— start —

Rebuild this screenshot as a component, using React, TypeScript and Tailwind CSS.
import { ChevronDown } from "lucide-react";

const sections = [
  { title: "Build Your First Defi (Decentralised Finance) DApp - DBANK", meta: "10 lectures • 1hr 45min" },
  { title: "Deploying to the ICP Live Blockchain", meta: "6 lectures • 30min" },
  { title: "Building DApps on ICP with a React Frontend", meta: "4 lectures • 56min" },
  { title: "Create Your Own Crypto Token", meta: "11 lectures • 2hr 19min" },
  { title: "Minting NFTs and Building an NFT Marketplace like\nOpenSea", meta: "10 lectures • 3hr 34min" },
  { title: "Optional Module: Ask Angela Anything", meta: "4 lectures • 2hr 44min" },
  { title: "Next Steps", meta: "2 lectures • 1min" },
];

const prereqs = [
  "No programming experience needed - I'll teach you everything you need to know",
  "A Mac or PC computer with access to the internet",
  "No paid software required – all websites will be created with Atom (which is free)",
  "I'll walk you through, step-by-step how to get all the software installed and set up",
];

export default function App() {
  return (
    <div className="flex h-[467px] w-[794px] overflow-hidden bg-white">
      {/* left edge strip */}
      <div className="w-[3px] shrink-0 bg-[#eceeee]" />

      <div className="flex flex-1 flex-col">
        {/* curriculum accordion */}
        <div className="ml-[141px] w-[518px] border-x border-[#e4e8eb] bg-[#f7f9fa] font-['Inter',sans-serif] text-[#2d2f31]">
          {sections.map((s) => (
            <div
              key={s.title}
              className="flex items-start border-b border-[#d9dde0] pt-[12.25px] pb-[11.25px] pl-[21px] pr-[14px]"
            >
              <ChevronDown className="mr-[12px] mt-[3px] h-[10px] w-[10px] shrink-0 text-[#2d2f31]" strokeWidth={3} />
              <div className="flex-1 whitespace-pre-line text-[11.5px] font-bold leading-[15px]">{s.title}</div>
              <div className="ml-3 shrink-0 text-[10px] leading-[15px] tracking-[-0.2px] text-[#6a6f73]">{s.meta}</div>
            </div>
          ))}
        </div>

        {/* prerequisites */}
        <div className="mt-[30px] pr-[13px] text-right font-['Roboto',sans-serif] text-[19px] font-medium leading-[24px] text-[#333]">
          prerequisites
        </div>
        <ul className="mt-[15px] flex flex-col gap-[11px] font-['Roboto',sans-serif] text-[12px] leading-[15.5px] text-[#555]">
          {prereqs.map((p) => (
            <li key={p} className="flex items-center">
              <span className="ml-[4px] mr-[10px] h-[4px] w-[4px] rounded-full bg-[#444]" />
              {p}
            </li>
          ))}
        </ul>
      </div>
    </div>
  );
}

— end —

**Short problem:** Return the material in full, exactly as shown.

**Output for this task:**
Rebuild this screenshot as a component, using React, TypeScript and Tailwind CSS.
import { ChevronDown } from "lucide-react";

const sections = [
  { title: "Build Your First Defi (Decentralised Finance) DApp - DBANK", meta: "10 lectures • 1hr 45min" },
  { title: "Deploying to the ICP Live Blockchain", meta: "6 lectures • 30min" },
  { title: "Building DApps on ICP with a React Frontend", meta: "4 lectures • 56min" },
  { title: "Create Your Own Crypto Token", meta: "11 lectures • 2hr 19min" },
  { title: "Minting NFTs and Building an NFT Marketplace like\nOpenSea", meta: "10 lectures • 3hr 34min" },
  { title: "Optional Module: Ask Angela Anything", meta: "4 lectures • 2hr 44min" },
  { title: "Next Steps", meta: "2 lectures • 1min" },
];

const prereqs = [
  "No programming experience needed - I'll teach you everything you need to know",
  "A Mac or PC computer with access to the internet",
  "No paid software required – all websites will be created with Atom (which is free)",
  "I'll walk you through, step-by-step how to get all the software installed and set up",
];

export default function App() {
  return (
    <div className="flex h-[467px] w-[794px] overflow-hidden bg-white">
      {/* left edge strip */}
      <div className="w-[3px] shrink-0 bg-[#eceeee]" />

      <div className="flex flex-1 flex-col">
        {/* curriculum accordion */}
        <div className="ml-[141px] w-[518px] border-x border-[#e4e8eb] bg-[#f7f9fa] font-['Inter',sans-serif] text-[#2d2f31]">
          {sections.map((s) => (
            <div
              key={s.title}
              className="flex items-start border-b border-[#d9dde0] pt-[12.25px] pb-[11.25px] pl-[21px] pr-[14px]"
            >
              <ChevronDown className="mr-[12px] mt-[3px] h-[10px] w-[10px] shrink-0 text-[#2d2f31]" strokeWidth={3} />
              <div className="flex-1 whitespace-pre-line text-[11.5px] font-bold leading-[15px]">{s.title}</div>
              <div className="ml-3 shrink-0 text-[10px] leading-[15px] tracking-[-0.2px] text-[#6a6f73]">{s.meta}</div>
            </div>
          ))}
        </div>

        {/* prerequisites */}
        <div className="mt-[30px] pr-[13px] text-right font-['Roboto',sans-serif] text-[19px] font-medium leading-[24px] text-[#333]">
          prerequisites
        </div>
        <ul className="mt-[15px] flex flex-col gap-[11px] font-['Roboto',sans-serif] text-[12px] leading-[15.5px] text-[#555]">
          {prereqs.map((p) => (
            <li key={p} className="flex items-center">
              <span className="ml-[4px] mr-[10px] h-[4px] w-[4px] rounded-full bg-[#444]" />
              {p}
            </li>
          ))}
        </ul>
      </div>
    </div>
  );
}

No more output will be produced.